• **Data**
▬▬▬▬▬▬
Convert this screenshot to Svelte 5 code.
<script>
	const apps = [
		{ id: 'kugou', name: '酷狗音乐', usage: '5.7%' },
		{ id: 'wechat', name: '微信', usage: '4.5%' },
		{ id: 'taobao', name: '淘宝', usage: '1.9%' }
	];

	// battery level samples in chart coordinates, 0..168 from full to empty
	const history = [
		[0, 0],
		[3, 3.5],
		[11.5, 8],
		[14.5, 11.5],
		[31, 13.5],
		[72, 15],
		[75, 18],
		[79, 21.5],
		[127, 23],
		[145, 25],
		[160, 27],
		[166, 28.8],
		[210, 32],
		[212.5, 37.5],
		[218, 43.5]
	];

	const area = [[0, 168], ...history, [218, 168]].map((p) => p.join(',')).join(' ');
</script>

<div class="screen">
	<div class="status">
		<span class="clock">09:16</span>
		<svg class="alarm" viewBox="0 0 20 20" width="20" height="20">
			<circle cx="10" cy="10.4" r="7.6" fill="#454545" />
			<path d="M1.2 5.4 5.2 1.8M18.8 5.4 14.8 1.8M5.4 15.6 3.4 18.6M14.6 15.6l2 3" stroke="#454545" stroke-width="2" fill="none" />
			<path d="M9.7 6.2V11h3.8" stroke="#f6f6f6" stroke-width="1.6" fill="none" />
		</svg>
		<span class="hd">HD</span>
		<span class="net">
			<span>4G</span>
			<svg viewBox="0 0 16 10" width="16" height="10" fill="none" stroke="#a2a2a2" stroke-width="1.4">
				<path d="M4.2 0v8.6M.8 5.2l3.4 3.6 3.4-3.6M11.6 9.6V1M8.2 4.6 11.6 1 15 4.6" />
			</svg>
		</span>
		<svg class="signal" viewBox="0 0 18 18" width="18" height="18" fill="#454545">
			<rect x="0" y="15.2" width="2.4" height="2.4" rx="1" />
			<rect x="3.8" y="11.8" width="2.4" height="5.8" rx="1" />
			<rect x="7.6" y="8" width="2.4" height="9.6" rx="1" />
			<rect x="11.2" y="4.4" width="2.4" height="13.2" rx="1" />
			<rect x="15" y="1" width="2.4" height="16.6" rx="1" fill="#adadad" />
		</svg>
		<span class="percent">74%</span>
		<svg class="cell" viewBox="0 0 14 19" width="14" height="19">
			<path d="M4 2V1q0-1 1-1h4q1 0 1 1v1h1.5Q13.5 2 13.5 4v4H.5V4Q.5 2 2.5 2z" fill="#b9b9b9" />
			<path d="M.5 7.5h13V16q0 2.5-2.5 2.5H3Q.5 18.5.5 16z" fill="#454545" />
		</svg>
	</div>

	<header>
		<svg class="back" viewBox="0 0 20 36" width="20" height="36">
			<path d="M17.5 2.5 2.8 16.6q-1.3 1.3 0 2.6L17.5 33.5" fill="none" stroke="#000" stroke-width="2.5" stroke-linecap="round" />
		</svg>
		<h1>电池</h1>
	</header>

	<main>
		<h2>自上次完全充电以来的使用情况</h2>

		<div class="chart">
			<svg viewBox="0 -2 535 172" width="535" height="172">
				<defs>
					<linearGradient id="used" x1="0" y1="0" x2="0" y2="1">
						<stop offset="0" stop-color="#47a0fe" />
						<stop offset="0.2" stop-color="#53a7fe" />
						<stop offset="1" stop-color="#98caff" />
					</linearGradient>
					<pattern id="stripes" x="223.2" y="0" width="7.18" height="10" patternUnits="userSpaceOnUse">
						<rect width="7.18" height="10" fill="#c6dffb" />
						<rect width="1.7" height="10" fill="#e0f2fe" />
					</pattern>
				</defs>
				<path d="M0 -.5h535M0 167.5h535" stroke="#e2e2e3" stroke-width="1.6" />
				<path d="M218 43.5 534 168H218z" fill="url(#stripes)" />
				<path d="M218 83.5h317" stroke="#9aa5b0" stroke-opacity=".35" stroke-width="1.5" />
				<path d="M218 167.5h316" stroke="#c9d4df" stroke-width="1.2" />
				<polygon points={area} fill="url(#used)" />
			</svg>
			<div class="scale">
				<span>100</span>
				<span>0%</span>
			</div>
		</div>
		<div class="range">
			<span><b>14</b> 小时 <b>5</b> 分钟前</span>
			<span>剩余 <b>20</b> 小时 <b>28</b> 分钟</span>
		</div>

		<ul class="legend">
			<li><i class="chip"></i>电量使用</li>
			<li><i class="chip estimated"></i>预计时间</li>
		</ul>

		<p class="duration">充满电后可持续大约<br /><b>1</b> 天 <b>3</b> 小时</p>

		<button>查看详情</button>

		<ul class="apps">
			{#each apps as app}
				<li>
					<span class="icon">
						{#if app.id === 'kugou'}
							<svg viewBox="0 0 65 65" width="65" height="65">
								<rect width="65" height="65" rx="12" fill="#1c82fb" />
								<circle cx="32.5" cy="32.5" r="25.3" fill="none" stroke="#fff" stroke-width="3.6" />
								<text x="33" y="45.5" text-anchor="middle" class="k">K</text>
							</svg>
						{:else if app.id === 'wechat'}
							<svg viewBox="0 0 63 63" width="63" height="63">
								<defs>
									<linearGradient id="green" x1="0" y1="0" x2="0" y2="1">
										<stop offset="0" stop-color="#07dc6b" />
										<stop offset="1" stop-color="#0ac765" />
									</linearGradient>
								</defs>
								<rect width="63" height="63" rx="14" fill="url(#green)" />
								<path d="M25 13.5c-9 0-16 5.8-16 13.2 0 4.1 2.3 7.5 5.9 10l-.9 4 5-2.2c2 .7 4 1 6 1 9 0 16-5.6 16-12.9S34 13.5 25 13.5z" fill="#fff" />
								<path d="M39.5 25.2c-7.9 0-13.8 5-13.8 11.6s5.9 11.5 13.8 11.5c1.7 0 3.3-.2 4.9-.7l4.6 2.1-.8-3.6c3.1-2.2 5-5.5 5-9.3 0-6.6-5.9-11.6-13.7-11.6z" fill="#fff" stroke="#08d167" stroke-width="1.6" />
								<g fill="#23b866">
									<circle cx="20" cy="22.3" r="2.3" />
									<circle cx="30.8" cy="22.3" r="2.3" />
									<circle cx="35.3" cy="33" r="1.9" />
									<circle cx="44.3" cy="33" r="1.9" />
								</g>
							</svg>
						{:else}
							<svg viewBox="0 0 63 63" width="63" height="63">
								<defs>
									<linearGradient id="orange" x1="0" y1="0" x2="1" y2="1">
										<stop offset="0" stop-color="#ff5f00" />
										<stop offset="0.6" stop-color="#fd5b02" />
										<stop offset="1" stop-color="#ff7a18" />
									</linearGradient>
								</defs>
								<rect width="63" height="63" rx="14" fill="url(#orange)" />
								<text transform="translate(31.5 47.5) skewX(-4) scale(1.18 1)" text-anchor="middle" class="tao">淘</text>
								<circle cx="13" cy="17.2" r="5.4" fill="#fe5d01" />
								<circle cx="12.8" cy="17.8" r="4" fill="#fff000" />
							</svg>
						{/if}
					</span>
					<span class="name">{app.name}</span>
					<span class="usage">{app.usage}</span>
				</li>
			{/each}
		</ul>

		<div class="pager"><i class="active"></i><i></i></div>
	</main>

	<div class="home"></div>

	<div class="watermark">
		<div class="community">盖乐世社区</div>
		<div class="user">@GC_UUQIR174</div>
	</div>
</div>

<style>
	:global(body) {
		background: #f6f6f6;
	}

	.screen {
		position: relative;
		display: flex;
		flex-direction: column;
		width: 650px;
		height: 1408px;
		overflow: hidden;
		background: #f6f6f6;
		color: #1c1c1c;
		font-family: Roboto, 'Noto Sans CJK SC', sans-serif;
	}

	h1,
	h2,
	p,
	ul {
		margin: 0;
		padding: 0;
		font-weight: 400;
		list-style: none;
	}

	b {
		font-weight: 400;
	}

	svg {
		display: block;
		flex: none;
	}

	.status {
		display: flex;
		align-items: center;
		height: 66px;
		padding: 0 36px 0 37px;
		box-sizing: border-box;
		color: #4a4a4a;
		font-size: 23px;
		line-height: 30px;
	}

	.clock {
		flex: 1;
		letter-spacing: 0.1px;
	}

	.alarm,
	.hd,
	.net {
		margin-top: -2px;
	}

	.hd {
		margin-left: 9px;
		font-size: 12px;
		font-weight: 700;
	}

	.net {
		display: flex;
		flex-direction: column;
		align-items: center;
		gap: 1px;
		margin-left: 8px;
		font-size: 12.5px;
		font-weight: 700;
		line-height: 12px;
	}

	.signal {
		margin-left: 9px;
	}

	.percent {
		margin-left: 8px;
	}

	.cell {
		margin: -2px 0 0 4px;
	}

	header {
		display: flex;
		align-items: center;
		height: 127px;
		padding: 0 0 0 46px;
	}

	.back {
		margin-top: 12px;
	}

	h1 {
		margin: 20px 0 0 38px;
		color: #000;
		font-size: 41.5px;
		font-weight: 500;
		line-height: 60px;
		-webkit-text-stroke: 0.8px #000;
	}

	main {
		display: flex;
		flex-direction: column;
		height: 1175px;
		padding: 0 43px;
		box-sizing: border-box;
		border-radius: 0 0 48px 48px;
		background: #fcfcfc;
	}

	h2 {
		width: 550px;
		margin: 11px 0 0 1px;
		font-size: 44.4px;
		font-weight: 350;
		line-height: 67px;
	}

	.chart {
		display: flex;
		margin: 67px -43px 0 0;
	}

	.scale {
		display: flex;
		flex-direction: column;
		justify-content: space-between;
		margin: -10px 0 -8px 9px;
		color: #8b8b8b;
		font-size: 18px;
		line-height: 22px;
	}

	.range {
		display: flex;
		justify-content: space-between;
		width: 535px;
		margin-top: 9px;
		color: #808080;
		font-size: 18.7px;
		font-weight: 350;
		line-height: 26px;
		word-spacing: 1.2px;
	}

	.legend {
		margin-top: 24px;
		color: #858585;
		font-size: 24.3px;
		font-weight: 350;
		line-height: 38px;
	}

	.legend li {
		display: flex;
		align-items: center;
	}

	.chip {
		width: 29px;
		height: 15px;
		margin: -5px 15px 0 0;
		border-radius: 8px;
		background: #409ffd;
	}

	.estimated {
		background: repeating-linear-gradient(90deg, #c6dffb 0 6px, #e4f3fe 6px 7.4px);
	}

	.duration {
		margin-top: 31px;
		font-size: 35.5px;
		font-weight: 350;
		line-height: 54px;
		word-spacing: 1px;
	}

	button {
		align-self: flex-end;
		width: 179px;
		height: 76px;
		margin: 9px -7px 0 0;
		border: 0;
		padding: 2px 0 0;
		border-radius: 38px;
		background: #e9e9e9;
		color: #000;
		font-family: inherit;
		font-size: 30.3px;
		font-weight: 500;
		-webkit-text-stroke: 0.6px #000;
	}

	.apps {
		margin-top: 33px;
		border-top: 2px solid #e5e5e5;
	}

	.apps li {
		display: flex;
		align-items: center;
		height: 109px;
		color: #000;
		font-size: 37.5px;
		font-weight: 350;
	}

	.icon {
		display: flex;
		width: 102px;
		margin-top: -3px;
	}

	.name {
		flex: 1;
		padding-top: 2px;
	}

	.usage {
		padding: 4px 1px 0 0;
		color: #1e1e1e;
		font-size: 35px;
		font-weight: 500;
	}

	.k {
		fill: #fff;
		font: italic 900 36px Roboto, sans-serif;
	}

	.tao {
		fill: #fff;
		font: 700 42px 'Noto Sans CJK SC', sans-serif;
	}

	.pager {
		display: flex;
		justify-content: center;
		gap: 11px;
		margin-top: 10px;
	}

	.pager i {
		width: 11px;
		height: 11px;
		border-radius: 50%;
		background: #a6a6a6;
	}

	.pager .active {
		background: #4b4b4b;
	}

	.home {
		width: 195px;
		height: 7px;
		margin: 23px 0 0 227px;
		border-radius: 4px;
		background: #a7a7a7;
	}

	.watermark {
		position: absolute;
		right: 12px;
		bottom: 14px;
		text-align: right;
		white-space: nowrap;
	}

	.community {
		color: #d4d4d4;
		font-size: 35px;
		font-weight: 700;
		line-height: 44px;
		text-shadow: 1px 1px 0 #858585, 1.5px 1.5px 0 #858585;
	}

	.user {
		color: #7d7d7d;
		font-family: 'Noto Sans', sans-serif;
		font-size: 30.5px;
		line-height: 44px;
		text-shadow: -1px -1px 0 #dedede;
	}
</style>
▬▬▬▬▬▬
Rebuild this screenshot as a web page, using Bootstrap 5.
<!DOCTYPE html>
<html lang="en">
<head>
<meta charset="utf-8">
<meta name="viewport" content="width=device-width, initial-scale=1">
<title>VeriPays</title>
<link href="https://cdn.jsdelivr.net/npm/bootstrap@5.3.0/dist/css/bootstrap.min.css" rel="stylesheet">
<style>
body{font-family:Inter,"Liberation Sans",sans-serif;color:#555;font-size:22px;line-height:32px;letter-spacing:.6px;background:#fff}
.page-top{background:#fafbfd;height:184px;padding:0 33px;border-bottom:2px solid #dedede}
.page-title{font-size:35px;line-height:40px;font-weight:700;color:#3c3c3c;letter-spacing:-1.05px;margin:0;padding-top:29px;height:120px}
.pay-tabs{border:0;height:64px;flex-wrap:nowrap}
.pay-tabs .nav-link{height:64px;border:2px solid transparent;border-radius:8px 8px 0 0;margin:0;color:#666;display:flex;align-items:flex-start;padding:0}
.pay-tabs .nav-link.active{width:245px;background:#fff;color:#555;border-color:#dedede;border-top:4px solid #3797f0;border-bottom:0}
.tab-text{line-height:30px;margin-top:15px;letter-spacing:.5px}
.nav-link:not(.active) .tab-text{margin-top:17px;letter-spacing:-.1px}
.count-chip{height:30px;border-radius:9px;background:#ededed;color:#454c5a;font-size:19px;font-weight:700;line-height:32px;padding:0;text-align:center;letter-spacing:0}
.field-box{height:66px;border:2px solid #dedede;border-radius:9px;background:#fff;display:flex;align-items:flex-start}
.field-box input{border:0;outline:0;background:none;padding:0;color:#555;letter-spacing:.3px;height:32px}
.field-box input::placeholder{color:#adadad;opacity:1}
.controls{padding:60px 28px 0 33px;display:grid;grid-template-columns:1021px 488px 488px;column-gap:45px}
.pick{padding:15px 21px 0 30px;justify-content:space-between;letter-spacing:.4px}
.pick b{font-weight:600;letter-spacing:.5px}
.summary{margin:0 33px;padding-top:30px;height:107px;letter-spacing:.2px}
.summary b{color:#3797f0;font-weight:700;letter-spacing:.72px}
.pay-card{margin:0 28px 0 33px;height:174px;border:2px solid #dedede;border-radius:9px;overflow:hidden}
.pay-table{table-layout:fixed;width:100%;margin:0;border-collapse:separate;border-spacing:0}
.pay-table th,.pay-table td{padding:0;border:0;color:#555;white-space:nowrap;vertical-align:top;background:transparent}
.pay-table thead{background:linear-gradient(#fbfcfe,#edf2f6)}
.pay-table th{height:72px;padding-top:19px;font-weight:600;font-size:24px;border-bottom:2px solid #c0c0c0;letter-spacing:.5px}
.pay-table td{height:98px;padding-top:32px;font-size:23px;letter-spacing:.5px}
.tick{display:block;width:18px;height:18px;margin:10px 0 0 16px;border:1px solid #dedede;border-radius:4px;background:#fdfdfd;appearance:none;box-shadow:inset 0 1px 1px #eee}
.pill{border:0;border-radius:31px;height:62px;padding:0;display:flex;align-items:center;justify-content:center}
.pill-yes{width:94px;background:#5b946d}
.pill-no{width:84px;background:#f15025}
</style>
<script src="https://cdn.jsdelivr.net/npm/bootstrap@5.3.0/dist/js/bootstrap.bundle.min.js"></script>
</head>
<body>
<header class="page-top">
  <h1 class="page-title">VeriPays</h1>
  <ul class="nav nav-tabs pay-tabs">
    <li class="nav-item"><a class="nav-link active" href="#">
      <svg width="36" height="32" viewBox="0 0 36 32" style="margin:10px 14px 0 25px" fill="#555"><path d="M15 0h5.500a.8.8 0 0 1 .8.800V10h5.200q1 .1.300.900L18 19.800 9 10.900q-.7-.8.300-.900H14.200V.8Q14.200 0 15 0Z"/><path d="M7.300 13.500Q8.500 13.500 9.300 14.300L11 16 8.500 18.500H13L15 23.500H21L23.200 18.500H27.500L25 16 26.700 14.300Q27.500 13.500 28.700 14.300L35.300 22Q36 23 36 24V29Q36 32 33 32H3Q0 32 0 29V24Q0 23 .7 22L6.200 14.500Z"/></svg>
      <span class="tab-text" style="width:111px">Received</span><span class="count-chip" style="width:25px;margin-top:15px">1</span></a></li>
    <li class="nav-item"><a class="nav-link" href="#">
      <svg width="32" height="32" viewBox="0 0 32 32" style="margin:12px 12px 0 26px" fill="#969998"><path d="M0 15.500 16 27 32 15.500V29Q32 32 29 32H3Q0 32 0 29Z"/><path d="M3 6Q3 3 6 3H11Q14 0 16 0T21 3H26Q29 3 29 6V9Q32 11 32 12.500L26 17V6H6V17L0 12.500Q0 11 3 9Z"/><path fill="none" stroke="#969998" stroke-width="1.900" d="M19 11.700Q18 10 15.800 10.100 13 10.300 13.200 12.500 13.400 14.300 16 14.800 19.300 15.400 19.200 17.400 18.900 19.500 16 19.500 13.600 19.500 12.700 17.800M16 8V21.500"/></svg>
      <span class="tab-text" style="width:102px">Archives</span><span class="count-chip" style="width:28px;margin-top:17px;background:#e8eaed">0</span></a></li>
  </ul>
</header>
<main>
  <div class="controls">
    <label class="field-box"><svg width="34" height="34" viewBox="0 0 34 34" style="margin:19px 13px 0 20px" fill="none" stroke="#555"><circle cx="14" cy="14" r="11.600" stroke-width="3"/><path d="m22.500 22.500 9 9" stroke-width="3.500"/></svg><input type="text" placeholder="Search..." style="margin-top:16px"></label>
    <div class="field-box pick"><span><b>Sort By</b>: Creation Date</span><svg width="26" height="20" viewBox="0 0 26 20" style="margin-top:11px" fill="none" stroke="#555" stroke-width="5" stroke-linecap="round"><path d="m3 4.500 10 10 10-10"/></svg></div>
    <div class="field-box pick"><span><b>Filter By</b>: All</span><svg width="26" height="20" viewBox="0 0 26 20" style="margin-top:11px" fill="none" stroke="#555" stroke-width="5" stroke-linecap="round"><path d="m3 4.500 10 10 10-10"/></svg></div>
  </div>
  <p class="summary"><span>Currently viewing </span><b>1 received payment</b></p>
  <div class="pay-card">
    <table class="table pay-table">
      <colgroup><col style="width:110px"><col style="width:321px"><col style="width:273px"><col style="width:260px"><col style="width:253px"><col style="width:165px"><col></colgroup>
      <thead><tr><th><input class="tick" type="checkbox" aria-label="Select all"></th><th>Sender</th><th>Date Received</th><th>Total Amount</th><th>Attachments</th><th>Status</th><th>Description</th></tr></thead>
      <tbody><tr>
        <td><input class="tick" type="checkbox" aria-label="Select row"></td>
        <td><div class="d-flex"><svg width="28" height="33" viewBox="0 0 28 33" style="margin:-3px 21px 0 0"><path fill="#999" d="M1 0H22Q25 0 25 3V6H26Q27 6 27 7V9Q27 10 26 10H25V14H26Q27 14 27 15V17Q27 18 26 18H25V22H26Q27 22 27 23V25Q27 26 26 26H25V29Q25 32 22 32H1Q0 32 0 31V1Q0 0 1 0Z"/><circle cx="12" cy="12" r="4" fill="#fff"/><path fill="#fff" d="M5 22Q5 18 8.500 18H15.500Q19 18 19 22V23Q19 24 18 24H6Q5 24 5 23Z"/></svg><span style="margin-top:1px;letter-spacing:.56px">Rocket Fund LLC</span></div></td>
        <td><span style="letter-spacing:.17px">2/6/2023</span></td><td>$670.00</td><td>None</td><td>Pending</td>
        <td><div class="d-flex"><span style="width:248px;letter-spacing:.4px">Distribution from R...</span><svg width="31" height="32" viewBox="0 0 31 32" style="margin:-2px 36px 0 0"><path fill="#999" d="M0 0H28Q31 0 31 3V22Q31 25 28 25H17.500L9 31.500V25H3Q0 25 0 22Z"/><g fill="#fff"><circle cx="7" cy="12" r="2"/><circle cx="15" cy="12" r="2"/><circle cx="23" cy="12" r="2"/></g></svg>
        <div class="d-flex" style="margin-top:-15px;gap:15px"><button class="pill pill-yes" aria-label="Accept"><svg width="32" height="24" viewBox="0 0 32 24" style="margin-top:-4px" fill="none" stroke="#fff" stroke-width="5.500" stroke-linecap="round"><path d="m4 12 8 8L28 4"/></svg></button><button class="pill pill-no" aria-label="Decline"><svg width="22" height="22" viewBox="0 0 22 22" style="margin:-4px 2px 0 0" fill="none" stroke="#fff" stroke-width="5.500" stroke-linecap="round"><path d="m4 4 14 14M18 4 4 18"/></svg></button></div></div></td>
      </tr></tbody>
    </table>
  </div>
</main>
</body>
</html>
▬▬▬▬▬▬
• **Exercise**
From the line with "Convert this screenshot to Svelte 5 code." through the line with "<h2>自上次完全充电以来的使用情况</h2>", set down every line exactly and nothing besides.

• **Solution to the exercise**
Convert this screenshot to Svelte 5 code.
<script>
	const apps = [
		{ id: 'kugou', name: '酷狗音乐', usage: '5.7%' },
		{ id: 'wechat', name: '微信', usage: '4.5%' },
		{ id: 'taobao', name: '淘宝', usage: '1.9%' }
	];

	// battery level samples in chart coordinates, 0..168 from full to empty
	const history = [
		[0, 0],
		[3, 3.5],
		[11.5, 8],
		[14.5, 11.5],
		[31, 13.5],
		[72, 15],
		[75, 18],
		[79, 21.5],
		[127, 23],
		[145, 25],
		[160, 27],
		[166, 28.8],
		[210, 32],
		[212.5, 37.5],
		[218, 43.5]
	];

	const area = [[0, 168], ...history, [218, 168]].map((p) => p.join(',')).join(' ');
</script>

<div class="screen">
	<div class="status">
		<span class="clock">09:16</span>
		<svg class="alarm" viewBox="0 0 20 20" width="20" height="20">
			<circle cx="10" cy="10.4" r="7.6" fill="#454545" />
			<path d="M1.2 5.4 5.2 1.8M18.8 5.4 14.8 1.8M5.4 15.6 3.4 18.6M14.6 15.6l2 3" stroke="#454545" stroke-width="2" fill="none" />
			<path d="M9.7 6.2V11h3.8" stroke="#f6f6f6" stroke-width="1.6" fill="none" />
		</svg>
		<span class="hd">HD</span>
		<span class="net">
			<span>4G</span>
			<svg viewBox="0 0 16 10" width="16" height="10" fill="none" stroke="#a2a2a2" stroke-width="1.4">
				<path d="M4.2 0v8.6M.8 5.2l3.4 3.6 3.4-3.6M11.6 9.6V1M8.2 4.6 11.6 1 15 4.6" />
			</svg>
		</span>
		<svg class="signal" viewBox="0 0 18 18" width="18" height="18" fill="#454545">
			<rect x="0" y="15.2" width="2.4" height="2.4" rx="1" />
			<rect x="3.8" y="11.8" width="2.4" height="5.8" rx="1" />
			<rect x="7.6" y="8" width="2.4" height="9.6" rx="1" />
			<rect x="11.2" y="4.4" width="2.4" height="13.2" rx="1" />
			<rect x="15" y="1" width="2.4" height="16.6" rx="1" fill="#adadad" />
		</svg>
		<span class="percent">74%</span>
		<svg class="cell" viewBox="0 0 14 19" width="14" height="19">
			<path d="M4 2V1q0-1 1-1h4q1 0 1 1v1h1.5Q13.5 2 13.5 4v4H.5V4Q.5 2 2.5 2z" fill="#b9b9b9" />
			<path d="M.5 7.5h13V16q0 2.5-2.5 2.5H3Q.5 18.5.5 16z" fill="#454545" />
		</svg>
	</div>

	<header>
		<svg class="back" viewBox="0 0 20 36" width="20" height="36">
			<path d="M17.5 2.5 2.8 16.6q-1.3 1.3 0 2.6L17.5 33.5" fill="none" stroke="#000" stroke-width="2.5" stroke-linecap="round" />
		</svg>
		<h1>电池</h1>
	</header>

	<main>
		<h2>自上次完全充电以来的使用情况</h2>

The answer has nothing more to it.